**WRITTEN REQUEST:**
Tally every line of the material that includes "this", then give the tally and nothing else.

**SOURCE DATA:**
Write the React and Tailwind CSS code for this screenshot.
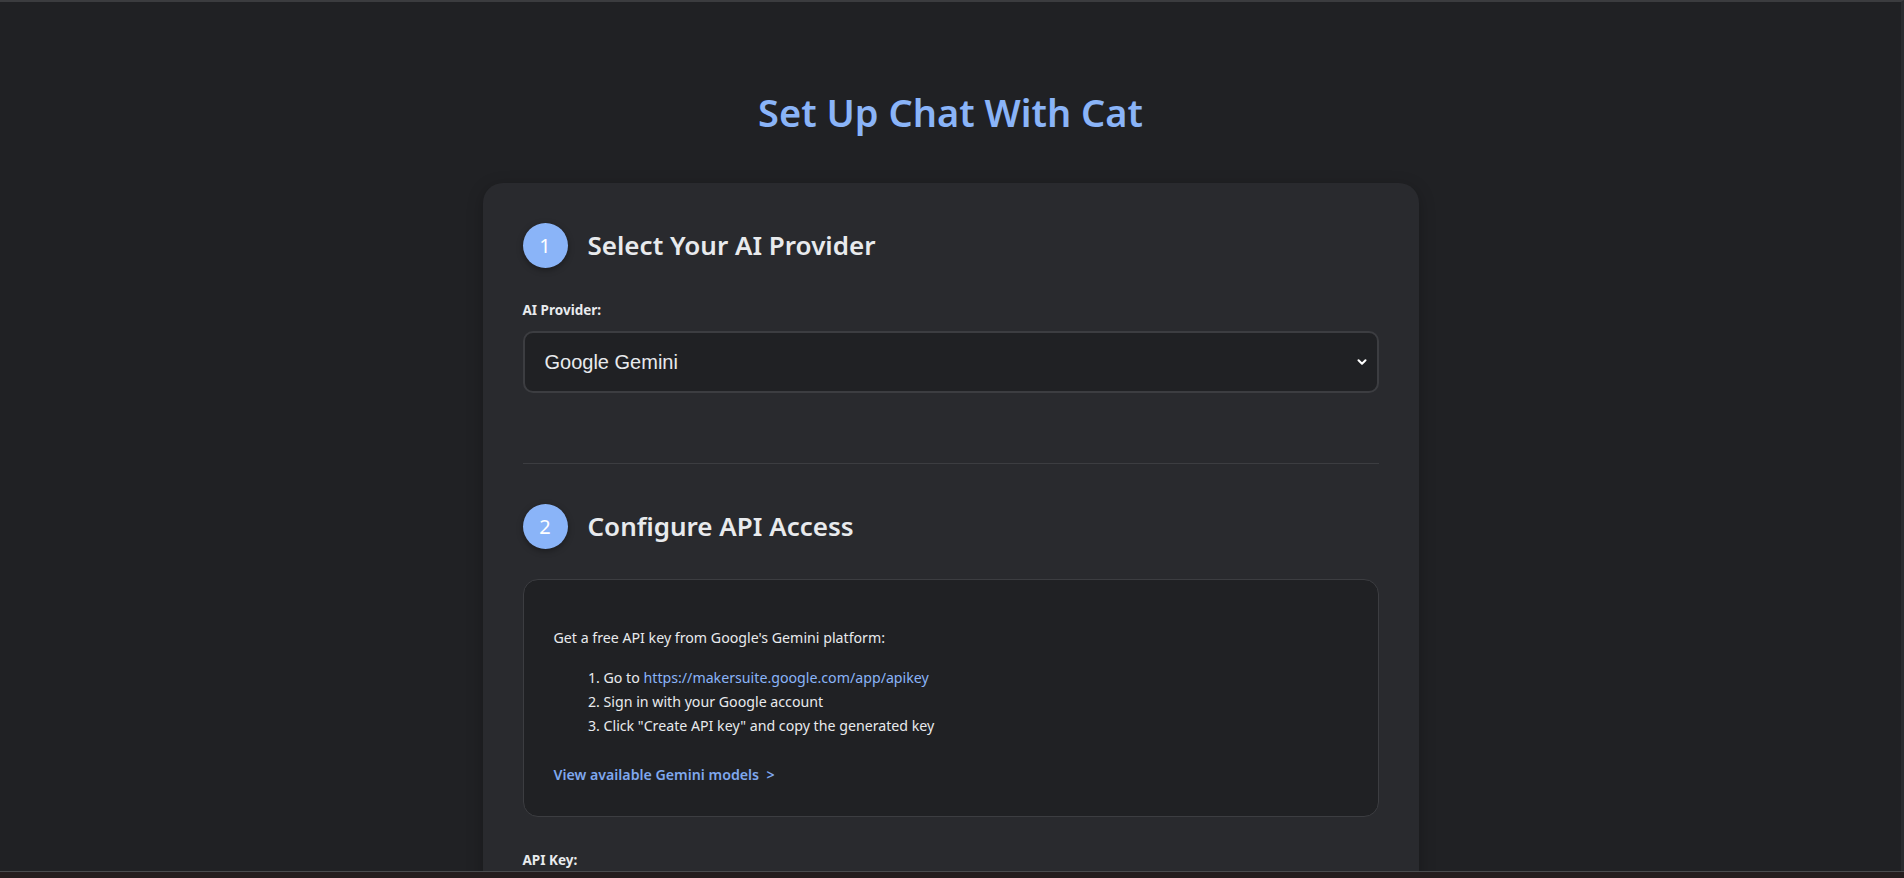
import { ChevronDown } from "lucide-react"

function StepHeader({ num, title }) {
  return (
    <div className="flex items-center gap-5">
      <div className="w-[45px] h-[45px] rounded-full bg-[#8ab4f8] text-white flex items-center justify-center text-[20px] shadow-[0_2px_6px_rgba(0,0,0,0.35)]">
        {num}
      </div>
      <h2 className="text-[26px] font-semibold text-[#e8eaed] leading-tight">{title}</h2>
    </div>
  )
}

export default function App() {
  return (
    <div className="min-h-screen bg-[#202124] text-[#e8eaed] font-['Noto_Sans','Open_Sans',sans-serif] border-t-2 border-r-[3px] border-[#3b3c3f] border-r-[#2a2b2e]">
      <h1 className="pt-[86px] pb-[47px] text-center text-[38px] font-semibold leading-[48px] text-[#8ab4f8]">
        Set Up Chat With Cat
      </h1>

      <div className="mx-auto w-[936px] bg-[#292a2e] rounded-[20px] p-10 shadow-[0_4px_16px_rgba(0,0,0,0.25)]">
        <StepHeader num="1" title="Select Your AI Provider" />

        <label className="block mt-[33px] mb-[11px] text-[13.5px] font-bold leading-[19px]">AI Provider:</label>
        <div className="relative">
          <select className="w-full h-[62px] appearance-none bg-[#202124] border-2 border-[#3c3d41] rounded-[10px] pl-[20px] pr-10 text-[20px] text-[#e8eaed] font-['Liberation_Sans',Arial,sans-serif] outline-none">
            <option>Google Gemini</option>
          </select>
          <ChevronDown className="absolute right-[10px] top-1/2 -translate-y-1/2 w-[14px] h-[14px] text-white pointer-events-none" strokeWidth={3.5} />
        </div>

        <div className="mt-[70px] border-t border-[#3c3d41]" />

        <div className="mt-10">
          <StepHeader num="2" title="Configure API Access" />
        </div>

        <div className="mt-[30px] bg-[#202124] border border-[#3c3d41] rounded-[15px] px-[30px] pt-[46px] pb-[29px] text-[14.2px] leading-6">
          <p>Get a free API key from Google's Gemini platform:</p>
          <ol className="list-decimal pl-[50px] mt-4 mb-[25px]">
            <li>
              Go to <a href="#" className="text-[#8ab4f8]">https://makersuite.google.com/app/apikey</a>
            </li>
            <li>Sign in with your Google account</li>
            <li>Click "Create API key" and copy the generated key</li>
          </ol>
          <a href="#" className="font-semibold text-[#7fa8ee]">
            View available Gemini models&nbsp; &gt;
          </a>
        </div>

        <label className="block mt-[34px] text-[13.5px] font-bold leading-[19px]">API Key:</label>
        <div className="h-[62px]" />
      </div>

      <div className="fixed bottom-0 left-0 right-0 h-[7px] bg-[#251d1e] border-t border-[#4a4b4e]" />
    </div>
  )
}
--
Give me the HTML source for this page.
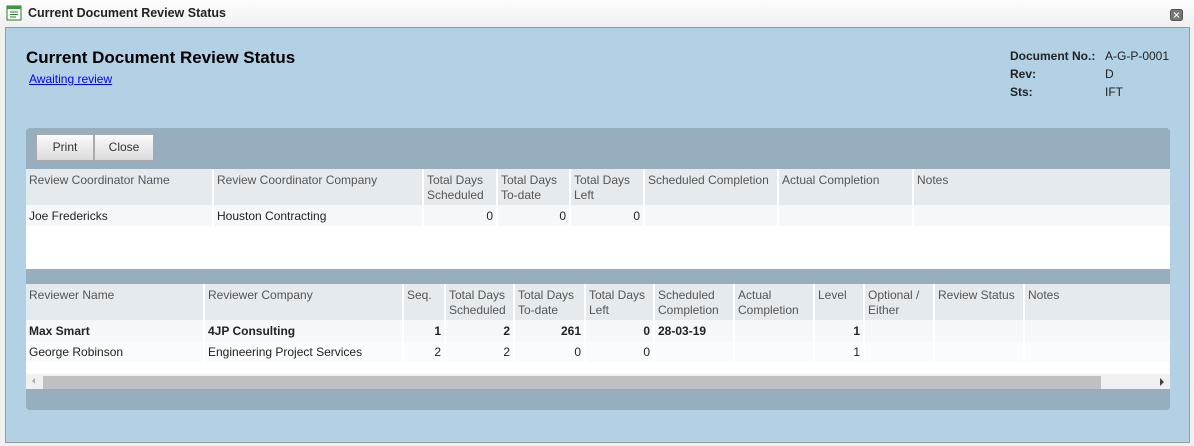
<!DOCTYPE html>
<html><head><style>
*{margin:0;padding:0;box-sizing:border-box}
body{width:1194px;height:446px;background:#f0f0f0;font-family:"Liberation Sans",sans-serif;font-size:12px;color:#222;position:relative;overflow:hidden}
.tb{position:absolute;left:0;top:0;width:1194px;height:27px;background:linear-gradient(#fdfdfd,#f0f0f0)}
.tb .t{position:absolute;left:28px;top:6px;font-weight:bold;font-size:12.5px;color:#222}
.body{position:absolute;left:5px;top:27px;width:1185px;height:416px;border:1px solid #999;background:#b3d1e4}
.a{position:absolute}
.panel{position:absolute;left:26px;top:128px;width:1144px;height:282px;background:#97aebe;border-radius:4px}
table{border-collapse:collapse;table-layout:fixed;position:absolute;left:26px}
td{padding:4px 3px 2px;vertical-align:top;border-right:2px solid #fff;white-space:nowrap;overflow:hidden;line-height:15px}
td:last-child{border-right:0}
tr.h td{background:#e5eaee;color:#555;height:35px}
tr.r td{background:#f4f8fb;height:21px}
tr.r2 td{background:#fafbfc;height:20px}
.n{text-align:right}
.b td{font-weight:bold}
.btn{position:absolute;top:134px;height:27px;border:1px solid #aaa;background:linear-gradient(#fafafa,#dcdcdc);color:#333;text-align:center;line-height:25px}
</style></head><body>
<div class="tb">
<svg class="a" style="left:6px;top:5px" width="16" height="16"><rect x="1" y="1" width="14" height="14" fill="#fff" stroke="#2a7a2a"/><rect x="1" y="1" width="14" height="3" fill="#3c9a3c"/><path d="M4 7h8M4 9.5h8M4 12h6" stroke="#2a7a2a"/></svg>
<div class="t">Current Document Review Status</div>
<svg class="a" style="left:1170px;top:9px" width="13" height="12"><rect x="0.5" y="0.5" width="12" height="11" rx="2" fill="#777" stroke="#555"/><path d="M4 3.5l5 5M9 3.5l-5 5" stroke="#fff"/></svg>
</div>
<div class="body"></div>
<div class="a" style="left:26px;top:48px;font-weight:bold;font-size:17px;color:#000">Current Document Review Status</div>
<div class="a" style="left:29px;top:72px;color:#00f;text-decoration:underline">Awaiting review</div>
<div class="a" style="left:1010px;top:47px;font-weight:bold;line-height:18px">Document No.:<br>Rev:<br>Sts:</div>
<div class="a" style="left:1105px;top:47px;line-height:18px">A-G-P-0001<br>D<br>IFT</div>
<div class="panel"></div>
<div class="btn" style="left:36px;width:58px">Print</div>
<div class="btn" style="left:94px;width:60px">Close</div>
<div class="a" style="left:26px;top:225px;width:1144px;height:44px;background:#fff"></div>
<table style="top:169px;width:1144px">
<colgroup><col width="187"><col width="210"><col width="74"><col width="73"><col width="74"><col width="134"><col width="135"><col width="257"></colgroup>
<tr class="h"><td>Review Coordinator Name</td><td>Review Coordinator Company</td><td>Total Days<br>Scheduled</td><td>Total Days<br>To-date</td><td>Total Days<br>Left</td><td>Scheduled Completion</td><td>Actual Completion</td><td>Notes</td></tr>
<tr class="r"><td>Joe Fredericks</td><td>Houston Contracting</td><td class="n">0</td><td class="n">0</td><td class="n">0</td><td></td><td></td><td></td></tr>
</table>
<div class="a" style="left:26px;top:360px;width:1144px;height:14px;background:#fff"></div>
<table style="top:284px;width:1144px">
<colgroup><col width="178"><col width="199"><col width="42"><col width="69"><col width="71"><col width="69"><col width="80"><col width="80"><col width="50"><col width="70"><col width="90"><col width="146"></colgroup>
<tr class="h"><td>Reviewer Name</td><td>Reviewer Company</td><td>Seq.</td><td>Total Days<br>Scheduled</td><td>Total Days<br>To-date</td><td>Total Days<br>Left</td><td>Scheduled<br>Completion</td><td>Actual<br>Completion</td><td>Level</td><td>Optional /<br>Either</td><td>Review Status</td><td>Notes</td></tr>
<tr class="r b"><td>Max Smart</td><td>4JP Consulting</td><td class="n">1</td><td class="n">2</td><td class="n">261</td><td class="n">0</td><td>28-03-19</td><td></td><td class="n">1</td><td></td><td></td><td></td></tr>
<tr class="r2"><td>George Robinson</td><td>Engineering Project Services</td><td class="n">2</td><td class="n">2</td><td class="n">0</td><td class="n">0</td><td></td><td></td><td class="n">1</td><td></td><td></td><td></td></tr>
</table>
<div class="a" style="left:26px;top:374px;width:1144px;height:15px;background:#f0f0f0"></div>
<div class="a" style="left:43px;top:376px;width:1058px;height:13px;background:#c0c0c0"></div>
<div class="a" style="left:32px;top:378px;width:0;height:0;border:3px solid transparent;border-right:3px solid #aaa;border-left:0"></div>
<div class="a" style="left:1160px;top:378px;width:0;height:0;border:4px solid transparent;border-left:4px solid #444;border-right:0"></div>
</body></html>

**CORRECT OUTPUT:**
2